Num artigo bem fundamentado, escrito já há algum tempo, Daniel Oliveira dizia: «Não quero ser prisioneiro de um corpo que me tortura. E se já nada me pode salvar e me resta apenas um sofrimento atroz, quero que alguém me ajude. E que essa pessoa não seja tratada como uma criminosa» (Expresso, 5 de Março de 2016). A eutanásia, num estado laico, não é uma questão religiosa, embora a fé nos dê luzes, nem política, a ser apenas debatida por quem nós deputámos à Assembleia da República para tratar da nossa vida e não da nossa morte. É uma questão humana, que enfrenta o que de humano há mais avassalador: a morte.
Porque é que eu não concordo com a eutanásia? Porque há uma Lei moral que une todos os homens de boa vontade, católicos, muçulmanos, de qualquer outra religião, agnósticos e ateus: é a Lei do Amor. Podemos dar-lhe muitas interpretações, mas numa concordamos: fazer sempre o bem, custe o que custar, e evitar sempre o mal. E infligir a morte a alguém, por mais misericordiosa que ela seja, será sempre um mal, por menos mal que seja. Porque se pode fazer sempre mais alguma coisa para além de desistir da vida.
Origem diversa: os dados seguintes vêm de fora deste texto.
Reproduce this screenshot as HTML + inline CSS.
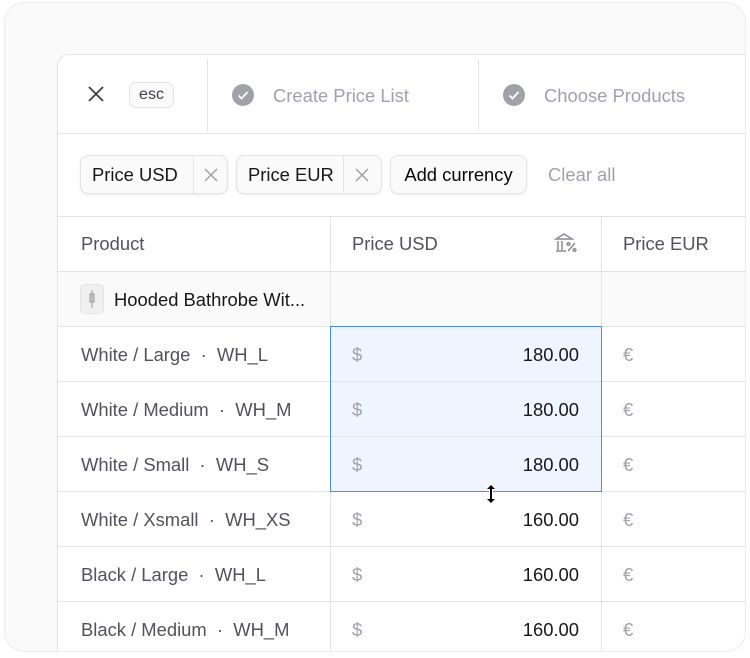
<!DOCTYPE html>
<html><head><style>
*{box-sizing:border-box;margin:0;padding:0}
body{width:750px;height:658px;background:#fff;font-family:"Liberation Sans",sans-serif;position:relative;overflow:hidden;color:#18181b}
.outer{position:absolute;left:4px;top:2px;width:742px;height:650px;background:#fafafa;border:1px solid #ececec;border-radius:20px;overflow:hidden}
.panel{position:absolute;left:52px;top:51px;width:720px;height:620px;background:#fff;border:1px solid #e4e4e7;border-radius:12px 0 0 0;overflow:hidden}
.in{position:absolute;left:-3px;top:0;width:730px;height:620px}
.a{position:absolute}
.hl{position:absolute;left:0;right:0;height:1px;background:#e4e4e7}
.vl{position:absolute;width:1px;background:#e4e4e7}
.t{position:absolute;font-size:18.4px;line-height:20px;white-space:nowrap}
.g{color:#a1a1aa}
.m{color:#52525b}
.chip{position:absolute;top:100px;height:39px;border:1px solid #e4e4e7;border-radius:8px;background:#fafafa;box-shadow:0 1px 2px rgba(0,0,0,.08);font-size:18.4px;line-height:37px}
</style></head><body>
<div class="outer">
<div class="panel"><div class="in">
 <svg class="a" style="left:32px;top:30px" width="18" height="18" viewBox="0 0 18 18"><path d="M2 2L16 16M16 2L2 16" stroke="#3f3f46" stroke-width="1.8"/></svg>
 <div class="a" style="left:74px;top:27px;width:45px;height:26px;border:1px solid #e4e4e7;border-radius:7px;background:#fafafa;font-size:16px;line-height:24px;text-align:center;color:#3f3f46">esc</div>
 <div class="vl" style="left:152px;top:4px;height:72px"></div>
 <svg class="a" style="left:177px;top:29px" width="22" height="22" viewBox="0 0 22 22"><circle cx="11" cy="11" r="11" fill="#a1a1aa"/><path d="M6.5 11.5l3 3 6-6.5" stroke="#fff" stroke-width="1.8" fill="none"/></svg>
 <div class="t g" style="left:218px;top:31px">Create Price List</div>
 <div class="vl" style="left:423px;top:4px;height:72px"></div>
 <svg class="a" style="left:448px;top:29px" width="22" height="22" viewBox="0 0 22 22"><circle cx="11" cy="11" r="11" fill="#a1a1aa"/><path d="M6.5 11.5l3 3 6-6.5" stroke="#fff" stroke-width="1.8" fill="none"/></svg>
 <div class="t g" style="left:489px;top:31px">Choose Products</div>
 <div class="hl" style="top:78px"></div>
 <div class="chip" style="left:25px;width:148px"><span style="margin-left:11px">Price USD</span><span class="a" style="left:112px;top:0;height:37px;border-left:1px solid #e4e4e7;width:35px"></span><svg class="a" style="left:123px;top:12px" width="14" height="14"><path d="M1 1L13 13M13 1L1 13" stroke="#a1a1aa" stroke-width="1.5"/></svg></div>
 <div class="chip" style="left:181px;width:146px"><span style="margin-left:11px">Price EUR</span><span class="a" style="left:106px;top:0;height:37px;border-left:1px solid #e4e4e7;width:35px"></span><svg class="a" style="left:118px;top:12px" width="14" height="14"><path d="M1 1L13 13M13 1L1 13" stroke="#a1a1aa" stroke-width="1.5"/></svg></div>
 <div class="chip" style="left:335px;width:137px;text-align:center;color:#09090b">Add currency</div>
 <div class="t g" style="left:493px;top:110px">Clear all</div>
 <div class="hl" style="top:161px"></div>
 <div class="t m" style="left:26px;top:179px">Product</div>
 <div class="t m" style="left:297px;top:179px">Price USD</div>
 <svg class="a" style="left:499px;top:177px" width="24" height="22" viewBox="0 0 24 22" fill="none" stroke="#8a8a93" stroke-width="1.5"><path d="M2 7L10 2L18 7Z M4 9v9 M8 9v9 M2 19h10"/><path d="M14 19L21 11"/><circle cx="14.5" cy="12" r="1.3"/><circle cx="20.5" cy="18" r="1.3"/></svg>
 <div class="t m" style="left:568px;top:179px">Price EUR</div>
 <div class="hl" style="top:216px"></div>
 <div class="a" style="left:0;top:217px;width:730px;height:54px;background:#fafafa"></div>
 <div class="a" style="left:25px;top:229px;width:24px;height:30px;border:1px solid #e4e4e7;border-radius:5px;background:#f0f0f0"><svg width="22" height="28"><path d="M11 5v18M9 9h4v8h-4z" stroke="#999" stroke-width="1" fill="#ddd"/></svg></div>
 <div class="t" style="left:59px;top:235px">Hooded Bathrobe Wit...</div>
 <div class="hl" style="top:271px"></div>
 <div class="a" style="left:276px;top:272px;width:271px;height:165px;background:#eff5ff"></div>
 <div class="hl" style="top:326px"></div>
 <div class="hl" style="top:381px"></div>
 <div class="hl" style="top:436px"></div>
 <div class="hl" style="top:491px"></div>
 <div class="hl" style="top:546px"></div>
 <div class="hl" style="top:601px"></div>
 <div class="vl" style="left:275px;top:162px;height:460px"></div>
 <div class="vl" style="left:546px;top:162px;height:460px"></div>
 <div class="a" style="left:275px;top:271px;width:272px;height:166px;border:1.5px solid #4a8df0"></div>

 <div class="t m" style="left:26px;top:290px">White / Large &nbsp;·&nbsp; WH_L</div>
 <div class="t m" style="left:26px;top:345px">White / Medium &nbsp;·&nbsp; WH_M</div>
 <div class="t m" style="left:26px;top:400px">White / Small &nbsp;·&nbsp; WH_S</div>
 <div class="t m" style="left:26px;top:455px">White / Xsmall &nbsp;·&nbsp; WH_XS</div>
 <div class="t m" style="left:26px;top:510px">Black / Large &nbsp;·&nbsp; WH_L</div>
 <div class="t m" style="left:26px;top:565px">Black / Medium &nbsp;·&nbsp; WH_M</div>

 <div class="t g" style="left:297px;top:290px">$</div><div class="t" style="left:444px;width:80px;text-align:right;top:290px">180.00</div><div class="t g" style="left:568px;top:290px">€</div>
 <div class="t g" style="left:297px;top:345px">$</div><div class="t" style="left:444px;width:80px;text-align:right;top:345px">180.00</div><div class="t g" style="left:568px;top:345px">€</div>
 <div class="t g" style="left:297px;top:400px">$</div><div class="t" style="left:444px;width:80px;text-align:right;top:400px">180.00</div><div class="t g" style="left:568px;top:400px">€</div>
 <div class="t g" style="left:297px;top:455px">$</div><div class="t" style="left:444px;width:80px;text-align:right;top:455px">160.00</div><div class="t g" style="left:568px;top:455px">€</div>
 <div class="t g" style="left:297px;top:510px">$</div><div class="t" style="left:444px;width:80px;text-align:right;top:510px">160.00</div><div class="t g" style="left:568px;top:510px">€</div>
 <div class="t g" style="left:297px;top:565px">$</div><div class="t" style="left:444px;width:80px;text-align:right;top:565px">160.00</div><div class="t g" style="left:568px;top:565px">€</div>
 <svg class="a" style="left:429px;top:428px" width="14" height="22" viewBox="0 0 14 22"><path d="M7 2v18M3 6l4-4 4 4M3 16l4 4 4-4" stroke="#fff" stroke-width="4" fill="none"/><path d="M7 3v16" stroke="#000" stroke-width="2"/><path d="M3 6l4-4 4 4zM3 16l4 4 4-4z" fill="#000"/></svg>
</div></div>
</div>
</body></html>
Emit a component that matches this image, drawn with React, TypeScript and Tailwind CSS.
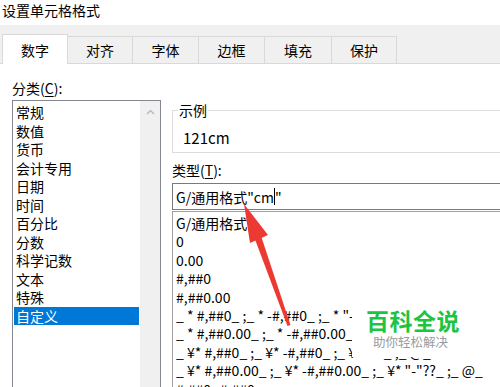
const tabs = ["数字", "对齐", "字体", "边框", "填充", "保护"];
const tabWidths = ["w-[66px]", "w-[65px]", "w-[66px]", "w-[66px]", "w-[67px]", "w-[65px]"];

const categories = [
  "常规",
  "数值",
  "货币",
  "会计专用",
  "日期",
  "时间",
  "百分比",
  "分数",
  "科学记数",
  "文本",
  "特殊",
  "自定义",
];

const formats = [
  "G/通用格式",
  "0",
  "0.00",
  "#,##0",
  "#,##0.00",
  '_ * #,##0_ ;_ * -#,##0_ ;_ * "-"_ ;_ @_ ',
  '_ * #,##0.00_ ;_ * -#,##0.00_ ;_ * "-"??_ ;_ @_ ',
  '_ ¥* #,##0_ ;_ ¥* -#,##0_ ;_ ¥* "-"_ ;_ @_ ',
  '_ ¥* #,##0.00_ ;_ ¥* -#,##0.00_ ;_ ¥* "-"??_ ;_ @_ ',
  "#,##0;-#,##0",
];

export default function App() {
  return (
    <div className="relative w-[500px] h-[387px] overflow-hidden bg-white text-black text-[14px] font-['Noto_Sans_CJK_SC','Microsoft_YaHei',sans-serif]">
      {/* title */}
      <div className="h-[25px] pl-[2px] leading-[20px]">设置单元格格式</div>

      {/* tabs */}
      <div className="h-[39px] bg-[#f0f0f0] border-b border-[#d9d9d9] flex items-end pl-[2px]">
        {tabs.map((t, i) =>
          i === 0 ? (
            <div
              key={t}
              className={`${tabWidths[i]} h-[30px] -mb-px bg-white border border-b-0 border-[#d9d9d9] flex items-center justify-center leading-[20px]`}
            >
              {t}
            </div>
          ) : (
            <div
              key={t}
              className={`${tabWidths[i]} h-[27px] border-t border-r border-[#d9d9d9] flex items-center justify-center leading-[20px]`}
            >
              {t}
            </div>
          )
        )}
      </div>

      <div className="flex">
        {/* category column */}
        <div className="pl-[12px] w-[161px] shrink-0">
          <div className="mt-[14px] leading-[20px]">
            分类(<span className="underline underline-offset-2">C</span>):
          </div>
          <div className="mt-[2px] h-[300px] border border-[#828790] flex">
            <div className="flex-1 pt-[2px] px-px">
              {categories.map((c) => (
                <div
                  key={c}
                  className={`h-[18.5px] leading-[18.5px] pl-[2px] ${
                    c === "自定义" ? "bg-[#0078d7] text-white" : ""
                  }`}
                >
                  {c}
                </div>
              ))}
            </div>
            <div className="w-[20px] bg-[#f0f0f0] flex justify-center pt-[8px]">
              <svg width="9" height="6" viewBox="0 0 9 6">
                <polyline points="1,5 4.5,1.5 8,5" fill="none" stroke="#b4b4b4" strokeWidth="1.2" />
              </svg>
            </div>
          </div>
        </div>

        {/* right column */}
        <div className="ml-[11px] w-[340px] shrink-0">
          <fieldset className="mt-[36px] border border-[#dcdcdc] pb-[4px]">
            <legend className="ml-[5px] px-px leading-[20px]">示例</legend>
            <div className="mt-[8px] pl-[10px] text-[15px] leading-[20px]">121cm</div>
          </fieldset>
          <div className="mt-[7px] leading-[20px]">
            类型(<span className="underline underline-offset-2">T</span>):
          </div>
          <div className="mt-[3px] h-[27px] border border-[#7a7a7a] pl-[3px] flex items-center leading-[20px] whitespace-nowrap">
            G/通用格式"cm
            <span className="inline-block w-px h-[17px] bg-black" />"
          </div>
          <div className="mt-px h-[200px] border border-[#a0a0a0] pt-[2px] pl-[3px]">
            {formats.map((f) => (
              <div key={f} className="h-[18.4px] leading-[18.4px] whitespace-pre">
                {f}
              </div>
            ))}
          </div>
        </div>
      </div>

      {/* watermark */}
      <div className="absolute left-[352px] top-[306px] w-[148px] h-[51px] bg-white flex flex-col items-start pl-[14px]">
        <div className="text-[23px] leading-[28px] font-bold text-[#1dc43f] tracking-[0.5px]">百科全说</div>
        <div className="ml-[7px] text-[12.5px] leading-[16px] text-[#9a9a9a]">助你轻松解决</div>
      </div>

      {/* red arrow */}
      <svg className="absolute left-0 top-0 pointer-events-none" width="500" height="387">
        <polygon points="244,204 268,235 250,243" fill="#ec3a33" />
        <polygon points="260.4,234 254,236.7 287.5,326 290.5,325" fill="#ec3a33" />
      </svg>
    </div>
  );
}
Os cuidados paliativos ainda têm muito caminho para percorrer e há sempre, sempre, a possibilidade de cuidar mais um pouco, de não desistir do amor, e desistir da vida é um dos mais brutais sintomas de uma sociedade em declínio.
Nós, em Portugal, temos mais de 70 mil pessoas em estado crítico de saúde que não têm acesso aos cuidados paliativos… e a eutanásia ocupa muito mais espaço no debate público do que essa miserável realidade. É que a eutanásia não é apenas uma questão que diz respeito à liberdade individual. E a liberdade é um valor tão situado, tão precário e tão influenciado por miríades de contradições que nunca saberemos – muito menos no sofrimento – com que dose de liberdade se escolhe morrer. Numa crónica soberba, José Tolentino de Mendonça aborda o problema também do ponto de vista social, ao afirmar que «infelizmente o intervalo que separa o reconhecimento do direito a morrer e a imposição do dever de morrer é mínimo». (Revista E, Expresso, 26 de Maio de 2018). E é. Quase nulo. Mesmo nulo. Não existe liberdade pura. E quem escolhe morrer não foi levado a isso apenas pelo sofrimento, tal como quem se suicida. Há uma sociedade da solidão e do abandono, e é dela que devíamos discutir escrupulosamente, antes de chegarmos ao ponto de oferecer a morte a quem sofre. No fundo, como sempre, serão os mais pobres, os solitários, os mais desprotegidos e renegados da sociedade que serão convidados a ter a liberdade de escolher morrer. É sempre assim.
Nós, os católicos, somos principialistas: defendemos que há princípios intocáveis que não contradizem a misericórdia nem a liberdade individual. Um desses princípios fundamentais é a vida, não apenas consagrada na Constituição, mas no coração e na consciência de todo o ser humano. E eu espero que os nossos deputados pensem bem nisso, antes de optarem por mais uma derrota humana.
Meu pai morreu. E eu, não como cristão, mas como ser humano, só lamento não ter dado muito mais do que podia para ele sentir o quanto era amado. Mesmo cheio de todas as dores. O Amor é mais forte do que a morte.